Music, comic books, and street theater translate complex rights language into formats children themselves disseminate. When a community choir writes lyrics about ending child marriage, the message lingers longer than a policy brochure.

Digital photography projects let students document barriers they face—such as a dangerous river crossing on the way to school—and share albums with decision makers who rarely witness these realities firsthand.

Inter-Generational Dialogues

Elders narrate pre-independence schooling struggles around evening campfires while youth explain how today’s challenges differ, building mutual respect. These exchanges often uncover forgotten solutions—such as rotating communal study hours under village lanterns—that can be revived with modern tweaks.

Monitoring Progress and Accountability

Community scorecards that rate schools on teacher punctuality, textbook availability, and toilet cleanliness give parents measurable talking points with administrators. Because data come from local eyes, officials find it harder to dismiss complaints as external interference.

Annual open-data dashboards published by ministries allow citizens to track whether pledges made on 16 June translate into tangible improvements by the next academic term. Transparency fosters healthy competition among districts eager to showcase gains in enrollment or gender parity.

Youth Researchers

Training senior pupils to conduct peer surveys on bullying or sanitation equips them with research skills while yielding candid responses adults might not capture. Their findings often reveal low-cost fixes—such as repositioning a poorly lit latrine—that immediately enhance safety.

Global Partnership Done Right

External donors achieve lasting outcomes when they align with national education plans and channel resources through local structures rather than parallel setups. Projects that fund community-selected priorities—be it a library, a borehole, or a girls’ club—generate ownership that outlives donor cycles.

Technical assistance should prioritize capacity building over hardware; supplying textbooks without cataloguing systems leads to future shortages.

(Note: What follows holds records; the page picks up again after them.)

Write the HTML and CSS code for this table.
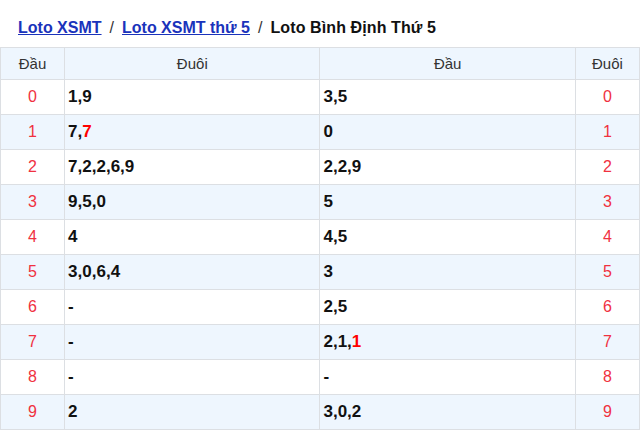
FILE: index.html
```html
<!DOCTYPE html>
<html lang="vi">
<head>
<meta charset="utf-8">
<link rel="stylesheet" href="styles.css">
</head>
<body>
<div class="crumbs">
  <a href="#">Loto XSMT</a><span class="sep">/</span><a href="#">Loto XSMT thứ 5</a><span class="sep">/</span><span class="cur">Loto Bình Định Thứ 5</span>
</div>
<table class="loto">
  <thead>
    <tr><th class="c1">Đầu</th><th class="c2">Đuôi</th><th class="c3">Đầu</th><th class="c4">Đuôi</th></tr>
  </thead>
  <tbody>
    <tr><td class="n">0</td><td class="v">1,9</td><td class="v">3,5</td><td class="n">0</td></tr>
    <tr><td class="n">1</td><td class="v">7,<span class="hl">7</span></td><td class="v">0</td><td class="n">1</td></tr>
    <tr><td class="n">2</td><td class="v">7,2,2,6,9</td><td class="v">2,2,9</td><td class="n">2</td></tr>
    <tr><td class="n">3</td><td class="v">9,5,0</td><td class="v">5</td><td class="n">3</td></tr>
    <tr><td class="n">4</td><td class="v">4</td><td class="v">4,5</td><td class="n">4</td></tr>
    <tr><td class="n">5</td><td class="v">3,0,6,4</td><td class="v">3</td><td class="n">5</td></tr>
    <tr><td class="n">6</td><td class="v">-</td><td class="v">2,5</td><td class="n">6</td></tr>
    <tr><td class="n">7</td><td class="v">-</td><td class="v">2,1,<span class="hl">1</span></td><td class="n">7</td></tr>
    <tr><td class="n">8</td><td class="v">-</td><td class="v">-</td><td class="n">8</td></tr>
    <tr><td class="n">9</td><td class="v">2</td><td class="v">3,0,2</td><td class="n">9</td></tr>
  </tbody>
</table>
</body>
</html>
```
FILE: styles.css
```css
html, body {
  margin: 0;
  padding: 0;
  background: #fff;
  font-family: "Liberation Sans", Arial, sans-serif;
}
.crumbs {
  height: 47px;
  box-sizing: border-box;
  padding: 19px 0 0 18px;
  font-size: 16px;
  font-weight: bold;
  line-height: 18px;
  color: #111;
}
.crumbs a {
  color: #1a33bb;
  text-decoration: underline;
}
.crumbs .sep {
  color: #333;
  font-weight: normal;
  margin: 0 8px 0 8px;
}
.crumbs .cur {
  letter-spacing: 0.1px;
}
.loto {
  width: 640px;
  border-collapse: collapse;
  table-layout: fixed;
}
.loto th, .loto td {
  border: 1px solid #dcdfe3;
  padding: 0 3px;
}
.loto th {
  height: 31px;
  font-weight: normal;
  font-size: 15px;
  color: #333;
  background: #eef6fe;
  text-align: center;
}
.loto .c1 { width: 57px; }
.loto .c2 { width: 248px; }
.loto .c3 { width: 248px; }
.loto .c4 { width: 57px; }
.loto td {
  height: 34px;
  font-size: 16px;
}
.loto tbody tr:nth-child(even) td { background: #eef6fe; }
.loto td.n {
  text-align: center;
  color: #f0313f;
}
.loto td.v {
  font-weight: bold;
  font-size: 17px;
  color: #111;
}
.loto .hl { color: #f00; }
```
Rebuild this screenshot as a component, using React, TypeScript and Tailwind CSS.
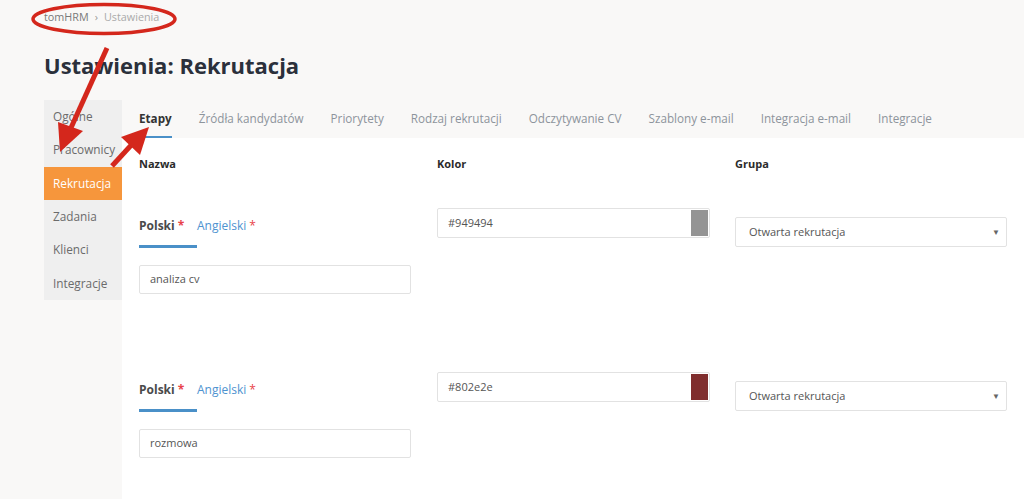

When international experts train local technicians to repair tablets or bind books, knowledge stays on the ground and reduces perpetual dependency.

Ethical Volunteering

Short-term visitors can avoid disruption by offering virtual tutoring or curriculum development instead of unplanned classroom visits that pull teachers away to host guests. Ethical engagement respects the school calendar and amplifies rather than replaces local educators.

Moving Beyond a Single Day

Transformative change requires habits that persist long after banners come down. Families can institute weekly reading hours, communities can schedule quarterly school maintenance days, and teachers can set up WhatsApp groups for sharing lesson plans throughout the year.

By embedding small, consistent actions into everyday life, the spirit of International Day of the African Child becomes a 365-day commitment that steadily erodes barriers and expands opportunity for every girl and boy on the continent.